-- START Data --
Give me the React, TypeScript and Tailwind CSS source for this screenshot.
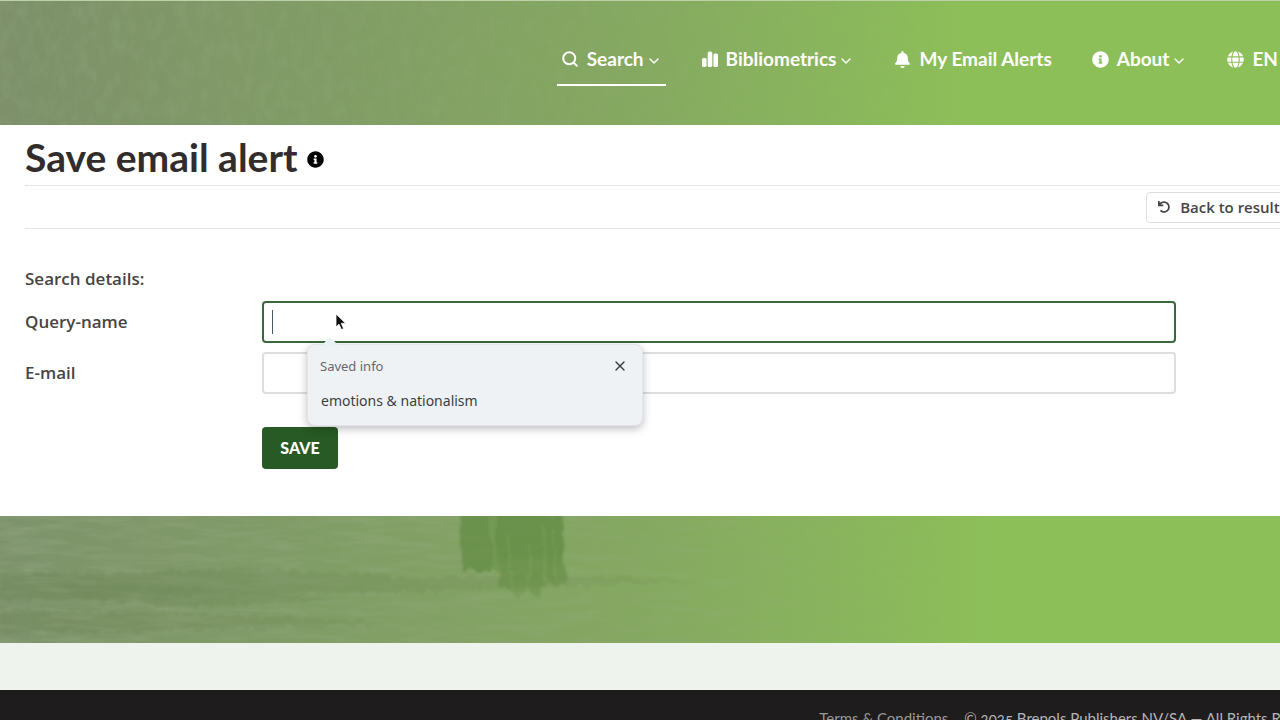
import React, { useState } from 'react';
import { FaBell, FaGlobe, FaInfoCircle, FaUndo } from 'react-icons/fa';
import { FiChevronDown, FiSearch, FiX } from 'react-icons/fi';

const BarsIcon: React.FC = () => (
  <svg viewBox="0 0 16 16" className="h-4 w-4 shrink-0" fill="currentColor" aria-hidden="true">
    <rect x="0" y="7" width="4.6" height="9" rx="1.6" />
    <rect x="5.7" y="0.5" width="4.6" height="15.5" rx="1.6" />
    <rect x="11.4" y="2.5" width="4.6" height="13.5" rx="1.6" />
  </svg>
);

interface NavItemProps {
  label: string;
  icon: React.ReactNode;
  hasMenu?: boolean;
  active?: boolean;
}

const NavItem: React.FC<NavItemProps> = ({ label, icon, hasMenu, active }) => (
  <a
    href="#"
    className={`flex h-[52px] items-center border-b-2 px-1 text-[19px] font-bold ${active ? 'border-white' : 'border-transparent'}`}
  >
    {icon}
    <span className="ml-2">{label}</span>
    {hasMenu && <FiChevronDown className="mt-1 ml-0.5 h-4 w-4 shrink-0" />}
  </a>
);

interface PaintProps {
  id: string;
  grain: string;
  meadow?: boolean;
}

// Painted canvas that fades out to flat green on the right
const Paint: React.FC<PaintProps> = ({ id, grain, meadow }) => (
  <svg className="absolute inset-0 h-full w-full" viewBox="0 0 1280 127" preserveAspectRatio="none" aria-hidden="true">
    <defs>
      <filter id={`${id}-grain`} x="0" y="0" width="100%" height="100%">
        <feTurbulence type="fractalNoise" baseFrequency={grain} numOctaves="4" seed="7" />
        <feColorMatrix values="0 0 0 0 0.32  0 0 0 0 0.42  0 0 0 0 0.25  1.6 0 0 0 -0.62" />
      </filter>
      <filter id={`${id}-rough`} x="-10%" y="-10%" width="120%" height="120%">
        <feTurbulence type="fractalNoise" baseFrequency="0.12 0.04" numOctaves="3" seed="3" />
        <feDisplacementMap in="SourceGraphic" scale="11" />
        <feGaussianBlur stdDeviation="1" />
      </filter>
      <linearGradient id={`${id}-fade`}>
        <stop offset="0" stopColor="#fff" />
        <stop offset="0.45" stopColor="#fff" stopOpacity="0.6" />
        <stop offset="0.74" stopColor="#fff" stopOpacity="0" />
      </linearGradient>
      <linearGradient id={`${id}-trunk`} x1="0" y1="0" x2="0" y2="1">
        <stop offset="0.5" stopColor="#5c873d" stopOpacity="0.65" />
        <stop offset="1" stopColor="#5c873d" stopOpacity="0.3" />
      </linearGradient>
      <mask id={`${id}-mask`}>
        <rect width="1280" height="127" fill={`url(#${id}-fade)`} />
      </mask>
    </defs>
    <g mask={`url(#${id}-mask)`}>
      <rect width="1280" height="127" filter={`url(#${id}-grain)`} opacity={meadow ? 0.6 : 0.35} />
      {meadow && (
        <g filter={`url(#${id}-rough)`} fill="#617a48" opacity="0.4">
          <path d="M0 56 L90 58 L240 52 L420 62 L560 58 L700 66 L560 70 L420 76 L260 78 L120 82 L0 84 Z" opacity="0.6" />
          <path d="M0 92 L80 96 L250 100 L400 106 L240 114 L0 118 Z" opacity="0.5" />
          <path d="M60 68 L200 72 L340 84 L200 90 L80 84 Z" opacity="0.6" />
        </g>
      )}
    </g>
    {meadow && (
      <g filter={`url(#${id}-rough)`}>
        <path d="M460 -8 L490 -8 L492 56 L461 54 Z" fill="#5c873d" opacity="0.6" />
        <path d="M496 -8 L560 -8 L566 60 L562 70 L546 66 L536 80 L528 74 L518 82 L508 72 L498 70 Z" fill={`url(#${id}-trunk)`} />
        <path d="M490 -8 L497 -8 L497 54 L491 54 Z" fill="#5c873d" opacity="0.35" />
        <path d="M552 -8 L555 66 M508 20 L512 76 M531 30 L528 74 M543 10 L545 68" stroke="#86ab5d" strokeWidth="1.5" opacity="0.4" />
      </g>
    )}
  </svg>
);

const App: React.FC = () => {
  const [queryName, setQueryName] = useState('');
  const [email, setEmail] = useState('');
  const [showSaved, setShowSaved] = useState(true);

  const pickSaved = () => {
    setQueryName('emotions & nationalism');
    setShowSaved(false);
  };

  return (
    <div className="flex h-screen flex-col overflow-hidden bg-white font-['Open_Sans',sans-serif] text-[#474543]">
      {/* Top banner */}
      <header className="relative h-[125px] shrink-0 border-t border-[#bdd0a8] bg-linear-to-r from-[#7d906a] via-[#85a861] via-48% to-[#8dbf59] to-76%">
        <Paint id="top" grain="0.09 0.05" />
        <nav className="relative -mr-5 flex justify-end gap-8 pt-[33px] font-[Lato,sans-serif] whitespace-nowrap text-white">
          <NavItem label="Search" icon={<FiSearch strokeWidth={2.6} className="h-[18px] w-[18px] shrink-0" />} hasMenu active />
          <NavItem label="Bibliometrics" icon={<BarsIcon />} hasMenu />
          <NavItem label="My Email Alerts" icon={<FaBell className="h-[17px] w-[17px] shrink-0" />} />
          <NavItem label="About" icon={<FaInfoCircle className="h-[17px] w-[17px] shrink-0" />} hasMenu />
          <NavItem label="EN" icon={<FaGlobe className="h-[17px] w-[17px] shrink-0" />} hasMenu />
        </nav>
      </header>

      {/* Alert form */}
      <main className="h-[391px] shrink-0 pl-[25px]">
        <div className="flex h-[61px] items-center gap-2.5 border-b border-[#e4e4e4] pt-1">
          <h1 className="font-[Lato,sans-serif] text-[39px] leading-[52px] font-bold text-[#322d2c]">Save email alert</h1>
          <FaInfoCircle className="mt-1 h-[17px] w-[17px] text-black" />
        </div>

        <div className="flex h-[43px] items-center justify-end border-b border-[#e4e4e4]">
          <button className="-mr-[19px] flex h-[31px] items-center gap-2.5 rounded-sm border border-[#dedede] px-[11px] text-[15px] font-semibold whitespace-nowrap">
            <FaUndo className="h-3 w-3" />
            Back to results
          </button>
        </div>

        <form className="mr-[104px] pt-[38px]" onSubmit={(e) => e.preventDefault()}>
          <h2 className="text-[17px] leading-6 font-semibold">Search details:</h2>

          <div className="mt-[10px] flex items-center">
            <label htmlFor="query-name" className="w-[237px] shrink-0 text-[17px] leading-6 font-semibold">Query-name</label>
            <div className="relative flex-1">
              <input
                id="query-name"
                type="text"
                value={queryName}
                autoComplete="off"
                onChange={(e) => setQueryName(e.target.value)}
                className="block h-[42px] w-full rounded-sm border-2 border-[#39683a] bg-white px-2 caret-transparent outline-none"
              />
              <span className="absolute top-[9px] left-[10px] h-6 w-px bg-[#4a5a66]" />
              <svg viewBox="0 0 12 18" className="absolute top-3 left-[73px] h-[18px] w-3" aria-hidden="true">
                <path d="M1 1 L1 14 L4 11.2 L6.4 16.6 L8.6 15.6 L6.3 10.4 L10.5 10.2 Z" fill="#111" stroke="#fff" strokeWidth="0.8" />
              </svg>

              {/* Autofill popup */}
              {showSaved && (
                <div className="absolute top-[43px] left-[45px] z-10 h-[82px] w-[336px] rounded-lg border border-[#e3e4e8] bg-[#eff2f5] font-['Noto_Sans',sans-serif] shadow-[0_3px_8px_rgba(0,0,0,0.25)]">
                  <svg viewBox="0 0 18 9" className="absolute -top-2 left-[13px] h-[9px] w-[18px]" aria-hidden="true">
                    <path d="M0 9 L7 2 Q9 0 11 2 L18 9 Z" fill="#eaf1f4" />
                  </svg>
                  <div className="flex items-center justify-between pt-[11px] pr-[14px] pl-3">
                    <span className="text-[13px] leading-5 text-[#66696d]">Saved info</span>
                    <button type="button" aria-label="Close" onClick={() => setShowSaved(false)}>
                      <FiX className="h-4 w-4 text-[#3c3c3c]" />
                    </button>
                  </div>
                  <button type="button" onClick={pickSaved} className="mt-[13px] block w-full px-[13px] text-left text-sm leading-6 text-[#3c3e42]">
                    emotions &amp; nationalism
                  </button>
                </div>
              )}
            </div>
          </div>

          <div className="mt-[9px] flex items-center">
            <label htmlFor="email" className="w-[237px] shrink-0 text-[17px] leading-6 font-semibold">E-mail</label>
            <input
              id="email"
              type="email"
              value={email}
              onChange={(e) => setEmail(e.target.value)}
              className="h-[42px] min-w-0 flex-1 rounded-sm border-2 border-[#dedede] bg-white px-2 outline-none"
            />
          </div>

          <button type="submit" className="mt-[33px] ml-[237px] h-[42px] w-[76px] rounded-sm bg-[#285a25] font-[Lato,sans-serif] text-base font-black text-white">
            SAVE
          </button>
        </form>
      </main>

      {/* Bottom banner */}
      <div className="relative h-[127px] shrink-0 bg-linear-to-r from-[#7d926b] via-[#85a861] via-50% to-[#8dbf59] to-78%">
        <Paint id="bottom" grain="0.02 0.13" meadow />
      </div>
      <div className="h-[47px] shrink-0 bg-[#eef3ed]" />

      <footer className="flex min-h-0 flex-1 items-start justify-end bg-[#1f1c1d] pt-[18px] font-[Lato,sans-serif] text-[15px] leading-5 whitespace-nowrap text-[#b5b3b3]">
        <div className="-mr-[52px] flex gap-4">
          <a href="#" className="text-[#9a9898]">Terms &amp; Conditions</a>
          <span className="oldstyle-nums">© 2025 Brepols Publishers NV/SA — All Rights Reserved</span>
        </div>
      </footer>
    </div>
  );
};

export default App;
-- END Data --
- Given request
Repeat only the lines from the beginning of the material through the line containing "FiChevronDown, FiSearch, FiX", both ends kept, leaving pictures out.

- Answer to this exercise
Give me the React, TypeScript and Tailwind CSS source for this screenshot.
import React, { useState } from 'react';
import { FaBell, FaGlobe, FaInfoCircle, FaUndo } from 'react-icons/fa';
import { FiChevronDown, FiSearch, FiX } from 'react-icons/fi';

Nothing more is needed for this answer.